*EXERCISE DESCRIPTION*: Write the data out again exactly, with no pictures.

------------------------------------------------

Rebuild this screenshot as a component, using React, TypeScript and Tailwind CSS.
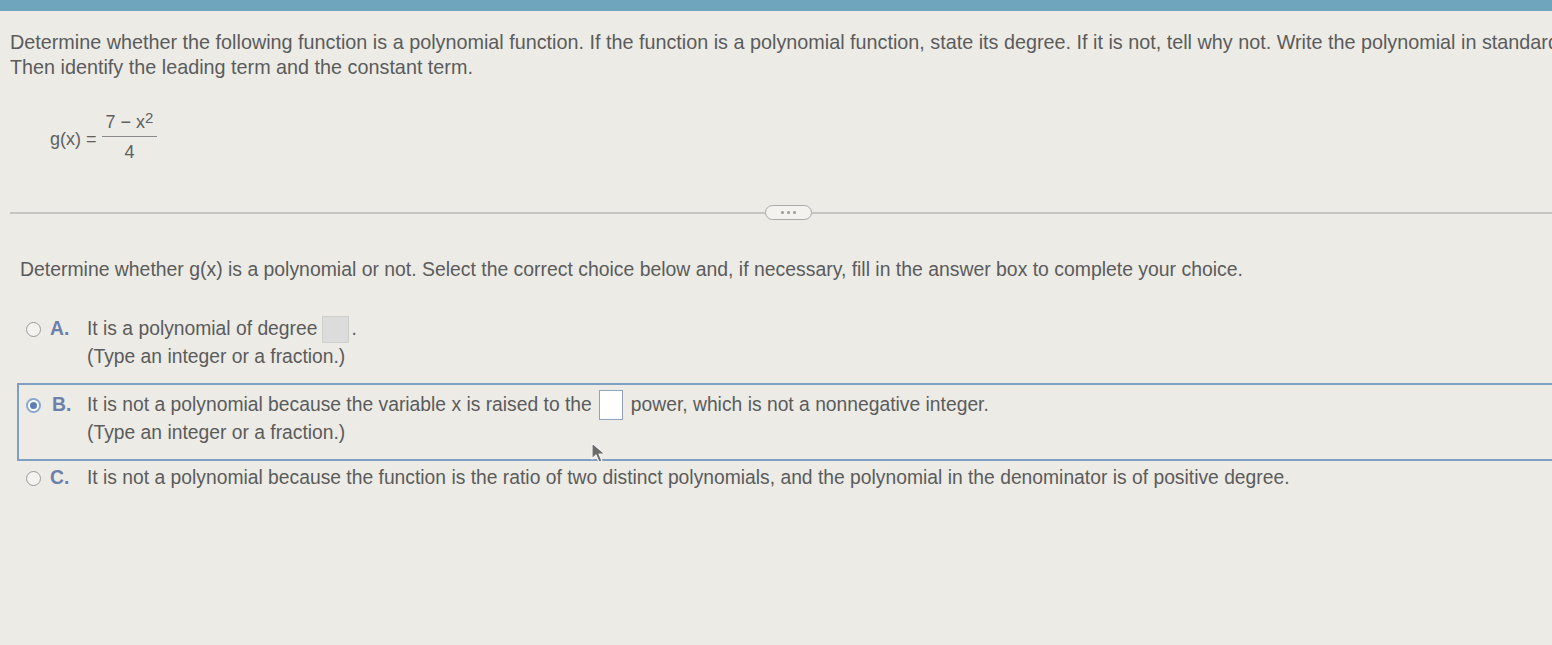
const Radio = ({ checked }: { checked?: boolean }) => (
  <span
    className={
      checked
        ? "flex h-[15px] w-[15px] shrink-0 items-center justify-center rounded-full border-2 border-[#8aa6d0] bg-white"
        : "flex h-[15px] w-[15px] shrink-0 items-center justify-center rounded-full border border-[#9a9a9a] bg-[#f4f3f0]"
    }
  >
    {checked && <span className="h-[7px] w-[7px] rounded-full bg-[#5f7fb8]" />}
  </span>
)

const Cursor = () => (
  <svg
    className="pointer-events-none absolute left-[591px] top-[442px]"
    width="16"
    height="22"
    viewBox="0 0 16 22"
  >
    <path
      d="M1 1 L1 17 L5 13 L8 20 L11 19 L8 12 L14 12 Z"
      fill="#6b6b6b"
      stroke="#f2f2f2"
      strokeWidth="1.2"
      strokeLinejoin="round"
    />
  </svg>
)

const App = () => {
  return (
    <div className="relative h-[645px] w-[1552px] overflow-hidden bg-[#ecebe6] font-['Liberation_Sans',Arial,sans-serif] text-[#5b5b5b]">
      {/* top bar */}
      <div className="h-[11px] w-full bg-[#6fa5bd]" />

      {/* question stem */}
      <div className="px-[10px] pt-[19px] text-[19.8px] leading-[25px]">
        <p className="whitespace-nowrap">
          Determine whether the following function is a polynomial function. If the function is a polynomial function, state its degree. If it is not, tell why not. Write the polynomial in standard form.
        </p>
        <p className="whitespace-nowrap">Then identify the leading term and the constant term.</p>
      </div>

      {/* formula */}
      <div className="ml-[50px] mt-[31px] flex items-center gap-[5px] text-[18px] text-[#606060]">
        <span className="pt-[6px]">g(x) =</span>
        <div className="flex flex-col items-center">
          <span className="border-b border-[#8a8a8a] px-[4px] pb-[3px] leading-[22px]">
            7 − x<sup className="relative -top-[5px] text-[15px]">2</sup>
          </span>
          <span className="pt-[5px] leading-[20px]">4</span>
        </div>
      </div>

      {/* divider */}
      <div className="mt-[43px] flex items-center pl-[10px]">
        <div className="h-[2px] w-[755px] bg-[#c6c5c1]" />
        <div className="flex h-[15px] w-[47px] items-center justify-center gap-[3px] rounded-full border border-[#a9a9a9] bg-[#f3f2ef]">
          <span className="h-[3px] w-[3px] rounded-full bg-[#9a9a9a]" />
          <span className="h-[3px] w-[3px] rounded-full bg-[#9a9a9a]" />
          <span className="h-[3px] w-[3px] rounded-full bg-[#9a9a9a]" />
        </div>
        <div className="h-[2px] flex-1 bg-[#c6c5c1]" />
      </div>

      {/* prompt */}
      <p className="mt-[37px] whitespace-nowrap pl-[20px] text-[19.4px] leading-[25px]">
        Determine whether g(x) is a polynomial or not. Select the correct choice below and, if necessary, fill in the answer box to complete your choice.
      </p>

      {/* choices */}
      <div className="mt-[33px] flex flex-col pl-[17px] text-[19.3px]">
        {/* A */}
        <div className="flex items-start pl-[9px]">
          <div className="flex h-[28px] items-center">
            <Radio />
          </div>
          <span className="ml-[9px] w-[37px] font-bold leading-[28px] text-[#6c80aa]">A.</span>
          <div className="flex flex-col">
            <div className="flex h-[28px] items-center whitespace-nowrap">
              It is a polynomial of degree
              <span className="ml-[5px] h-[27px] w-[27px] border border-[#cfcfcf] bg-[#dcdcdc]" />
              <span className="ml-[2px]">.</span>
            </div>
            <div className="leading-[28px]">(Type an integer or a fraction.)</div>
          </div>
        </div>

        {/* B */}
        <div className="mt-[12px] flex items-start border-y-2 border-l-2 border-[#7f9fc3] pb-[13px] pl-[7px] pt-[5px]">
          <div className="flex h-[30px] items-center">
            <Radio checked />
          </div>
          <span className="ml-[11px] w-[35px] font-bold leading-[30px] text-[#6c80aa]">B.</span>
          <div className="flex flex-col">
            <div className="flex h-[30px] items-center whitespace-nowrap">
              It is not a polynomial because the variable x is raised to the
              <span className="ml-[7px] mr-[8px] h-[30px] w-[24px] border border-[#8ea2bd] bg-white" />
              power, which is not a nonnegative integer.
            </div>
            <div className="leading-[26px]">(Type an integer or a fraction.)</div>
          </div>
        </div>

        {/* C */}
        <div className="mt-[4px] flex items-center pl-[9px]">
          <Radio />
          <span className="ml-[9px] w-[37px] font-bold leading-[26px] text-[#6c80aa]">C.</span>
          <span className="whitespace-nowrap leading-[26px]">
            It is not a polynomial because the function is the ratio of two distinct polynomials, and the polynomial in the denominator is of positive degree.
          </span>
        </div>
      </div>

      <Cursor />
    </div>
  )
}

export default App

------------------------------------------------

*OUTPUT FOR THIS EXERCISE*:
Rebuild this screenshot as a component, using React, TypeScript and Tailwind CSS.
const Radio = ({ checked }: { checked?: boolean }) => (
  <span
    className={
      checked
        ? "flex h-[15px] w-[15px] shrink-0 items-center justify-center rounded-full border-2 border-[#8aa6d0] bg-white"
        : "flex h-[15px] w-[15px] shrink-0 items-center justify-center rounded-full border border-[#9a9a9a] bg-[#f4f3f0]"
    }
  >
    {checked && <span className="h-[7px] w-[7px] rounded-full bg-[#5f7fb8]" />}
  </span>
)

const Cursor = () => (
  <svg
    className="pointer-events-none absolute left-[591px] top-[442px]"
    width="16"
    height="22"
    viewBox="0 0 16 22"
  >
    <path
      d="M1 1 L1 17 L5 13 L8 20 L11 19 L8 12 L14 12 Z"
      fill="#6b6b6b"
      stroke="#f2f2f2"
      strokeWidth="1.2"
      strokeLinejoin="round"
    />
  </svg>
)

const App = () => {
  return (
    <div className="relative h-[645px] w-[1552px] overflow-hidden bg-[#ecebe6] font-['Liberation_Sans',Arial,sans-serif] text-[#5b5b5b]">
      {/* top bar */}
      <div className="h-[11px] w-full bg-[#6fa5bd]" />

      {/* question stem */}
      <div className="px-[10px] pt-[19px] text-[19.8px] leading-[25px]">
        <p className="whitespace-nowrap">
          Determine whether the following function is a polynomial function. If the function is a polynomial function, state its degree. If it is not, tell why not. Write the polynomial in standard form.
        </p>
        <p className="whitespace-nowrap">Then identify the leading term and the constant term.</p>
      </div>

      {/* formula */}
      <div className="ml-[50px] mt-[31px] flex items-center gap-[5px] text-[18px] text-[#606060]">
        <span className="pt-[6px]">g(x) =</span>
        <div className="flex flex-col items-center">
          <span className="border-b border-[#8a8a8a] px-[4px] pb-[3px] leading-[22px]">
            7 − x<sup className="relative -top-[5px] text-[15px]">2</sup>
          </span>
          <span className="pt-[5px] leading-[20px]">4</span>
        </div>
      </div>

      {/* divider */}
      <div className="mt-[43px] flex items-center pl-[10px]">
        <div className="h-[2px] w-[755px] bg-[#c6c5c1]" />
        <div className="flex h-[15px] w-[47px] items-center justify-center gap-[3px] rounded-full border border-[#a9a9a9] bg-[#f3f2ef]">
          <span className="h-[3px] w-[3px] rounded-full bg-[#9a9a9a]" />
          <span className="h-[3px] w-[3px] rounded-full bg-[#9a9a9a]" />
          <span className="h-[3px] w-[3px] rounded-full bg-[#9a9a9a]" />
        </div>
        <div className="h-[2px] flex-1 bg-[#c6c5c1]" />
      </div>

      {/* prompt */}
      <p className="mt-[37px] whitespace-nowrap pl-[20px] text-[19.4px] leading-[25px]">
        Determine whether g(x) is a polynomial or not. Select the correct choice below and, if necessary, fill in the answer box to complete your choice.
      </p>

      {/* choices */}
      <div className="mt-[33px] flex flex-col pl-[17px] text-[19.3px]">
        {/* A */}
        <div className="flex items-start pl-[9px]">
          <div className="flex h-[28px] items-center">
            <Radio />
          </div>
          <span className="ml-[9px] w-[37px] font-bold leading-[28px] text-[#6c80aa]">A.</span>
          <div className="flex flex-col">
            <div className="flex h-[28px] items-center whitespace-nowrap">
              It is a polynomial of degree
              <span className="ml-[5px] h-[27px] w-[27px] border border-[#cfcfcf] bg-[#dcdcdc]" />
              <span className="ml-[2px]">.</span>
            </div>
            <div className="leading-[28px]">(Type an integer or a fraction.)</div>
          </div>
        </div>

        {/* B */}
        <div className="mt-[12px] flex items-start border-y-2 border-l-2 border-[#7f9fc3] pb-[13px] pl-[7px] pt-[5px]">
          <div className="flex h-[30px] items-center">
            <Radio checked />
          </div>
          <span className="ml-[11px] w-[35px] font-bold leading-[30px] text-[#6c80aa]">B.</span>
          <div className="flex flex-col">
            <div className="flex h-[30px] items-center whitespace-nowrap">
              It is not a polynomial because the variable x is raised to the
              <span className="ml-[7px] mr-[8px] h-[30px] w-[24px] border border-[#8ea2bd] bg-white" />
              power, which is not a nonnegative integer.
            </div>
            <div className="leading-[26px]">(Type an integer or a fraction.)</div>
          </div>
        </div>

        {/* C */}
        <div className="mt-[4px] flex items-center pl-[9px]">
          <Radio />
          <span className="ml-[9px] w-[37px] font-bold leading-[26px] text-[#6c80aa]">C.</span>
          <span className="whitespace-nowrap leading-[26px]">
            It is not a polynomial because the function is the ratio of two distinct polynomials, and the polynomial in the denominator is of positive degree.
          </span>
        </div>
      </div>

      <Cursor />
    </div>
  )
}

export default App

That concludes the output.